-- START OF Information given --

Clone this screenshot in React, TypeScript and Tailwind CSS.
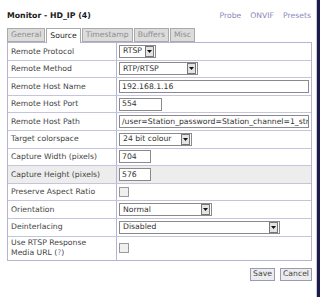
import React from "react";

function Select(props: { value: string; width: string }) {
  return (
    <div
      className={`${props.width} h-[13px] border border-[#8a8a8a] bg-white flex items-center justify-between`}
    >
      <span className="pl-[3px] leading-none text-[#333]">{props.value}</span>
      <span className="w-[9px] h-[11px] border border-[#777] bg-[#e4e4e4] flex items-center justify-center mr-px">
        <svg width="5" height="3" viewBox="0 0 5 3">
          <path d="M0 0h5L2.5 3z" fill="#111" />
        </svg>
      </span>
    </div>
  );
}

function TextInput(props: { value: string; width: string }) {
  return (
    <div
      className={`${props.width} h-[13px] border border-[#8a8a8a] bg-white flex items-center overflow-hidden`}
    >
      <span className="pl-[2px] leading-none whitespace-nowrap text-[#333]">
        {props.value}
      </span>
    </div>
  );
}

function Checkbox() {
  return <div className="w-[10px] h-[10px] border border-[#9a9a9a] bg-[#f0f0f0]" />;
}

const rows: { label: React.ReactNode; field: React.ReactNode; tall?: boolean; shade?: boolean }[] = [
  { label: "Remote Protocol", field: <Select value="RTSP" width="w-[37px]" /> },
  { label: "Remote Method", field: <Select value="RTP/RTSP" width="w-[79px]" /> },
  { label: "Remote Host Name", field: <TextInput value="192.168.1.16" width="w-[190px]" /> },
  { label: "Remote Host Port", field: <TextInput value="554" width="w-[43px]" /> },
  {
    label: "Remote Host Path",
    field: <TextInput value="/user=Station_password=Station_channel=1_str" width="w-[190px]" />,
  },
  { label: "Target colorspace", field: <Select value="24 bit colour" width="w-[73px]" /> },
  { label: "Capture Width (pixels)", field: <TextInput value="704" width="w-[32px]" /> },
  { label: "Capture Height (pixels)", field: <TextInput value="576" width="w-[32px]" />, shade: true },
  { label: "Preserve Aspect Ratio", field: <Checkbox /> },
  { label: "Orientation", field: <Select value="Normal" width="w-[93px]" /> },
  { label: "Deinterlacing", field: <Select value="Disabled" width="w-[161px]" /> },
  {
    label: (
      <span className="leading-[10px] block">
        Use RTSP Response
        <br />
        Media URL (<span className="text-[#8a8ab8]">?</span>)
      </span>
    ),
    field: <Checkbox />,
    tall: true,
  },
];

export default function App() {
  return (
    <div className="w-[320px] h-[297px] bg-white flex font-['DejaVu_Sans',sans-serif] text-[7.7px] text-[#444]">
      <div className="flex-1 pl-[7px] pr-[4px]">
        <div className="flex justify-between items-end pt-[9px] h-[22px]">
          <span className="font-bold text-[7.8px] text-[#1a1a1a]">Monitor - HD_IP (4)</span>
          <div className="flex gap-[9px] text-[#8a8ab8] pr-px">
            <span>Probe</span>
            <span>ONVIF</span>
            <span>Presets</span>
          </div>
        </div>
        <div className="flex gap-px mt-[6px] h-[14px] items-end">
          <div className="h-[14px] px-[3px] border border-[#aaa] bg-[#dcdcdc] text-[#8c8c8c] flex items-center">
            General
          </div>
          <div className="h-[15px] px-[3px] border border-b-0 border-[#aaa] bg-white text-[#222] flex items-center -mb-px relative z-10">
            Source
          </div>
          <div className="h-[14px] px-[3px] border border-[#aaa] bg-[#dcdcdc] text-[#8c8c8c] flex items-center">
            Timestamp
          </div>
          <div className="h-[14px] px-[3px] border border-[#aaa] bg-[#dcdcdc] text-[#8c8c8c] flex items-center">
            Buffers
          </div>
          <div className="h-[14px] px-[3px] border border-[#aaa] bg-[#dcdcdc] text-[#8c8c8c] flex items-center">
            Misc
          </div>
        </div>
        <div className="w-[305px] border border-[#b4b4d4]">
          {rows.map((r, i) => (
            <div
              key={i}
              className={`grid grid-cols-[109px_1fr] ${r.tall ? "h-[23px]" : "h-[17.6px]"} ${
                i < rows.length - 1 ? "border-b border-[#c4c4dc]" : ""
              } ${r.shade ? "bg-[#ededed]" : ""}`}
            >
              <div className="border-r border-[#b4b4d4] pl-[3px] flex items-center">{r.label}</div>
              <div className="pl-[2px] flex items-center">{r.field}</div>
            </div>
          ))}
        </div>
        <div className="flex justify-end gap-[5px] mt-[7px] w-[305px]">
          <div className="h-[13px] px-[2px] border border-[#9a9ab8] bg-[#ececec] flex items-center text-[#444]">
            Save
          </div>
          <div className="h-[13px] px-[2px] border border-[#9a9ab8] bg-[#ececec] flex items-center text-[#444]">
            Cancel
          </div>
        </div>
      </div>
      <div className="w-[4px] border-l border-[#c8c8d8] bg-[#1c1c4c]" />
    </div>
  );
}
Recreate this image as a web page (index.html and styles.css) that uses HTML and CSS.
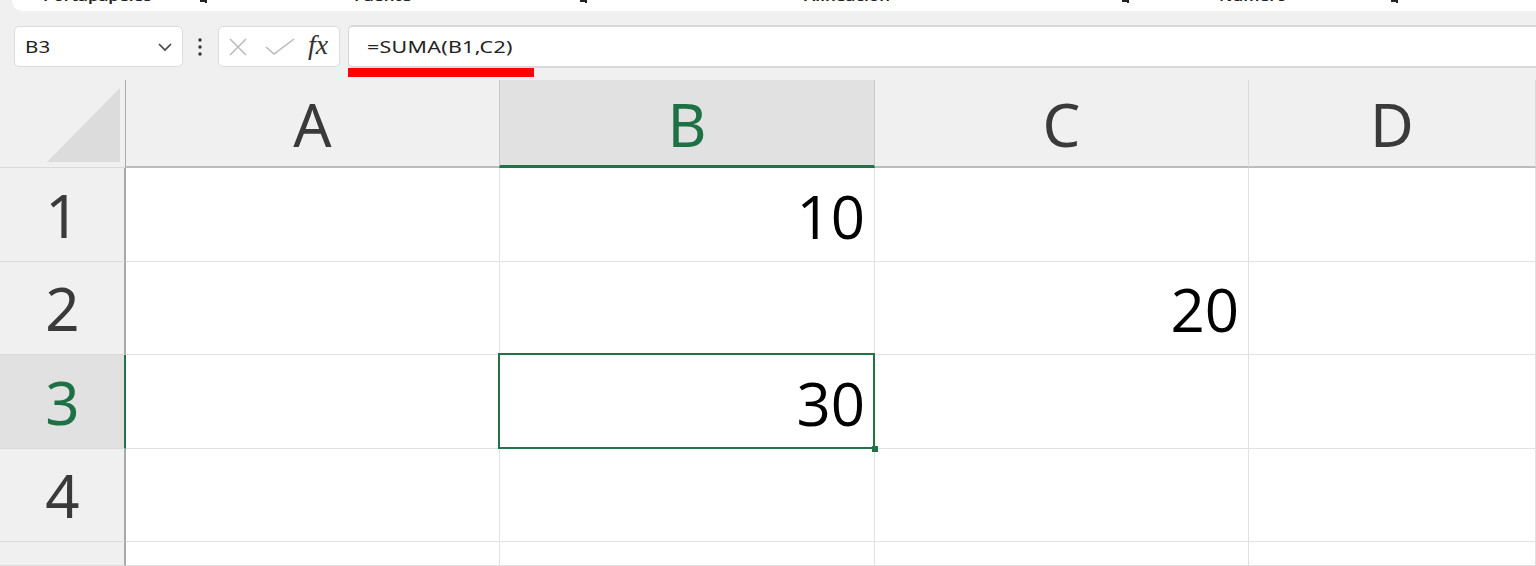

-- END OF Information given --

_Short problem:_ Leave out the pictures, then repeat the listing above exactly from its first line to the line with "import React from", inclusive.

_Answer to this task:_
Clone this screenshot in React, TypeScript and Tailwind CSS.
import React from "react";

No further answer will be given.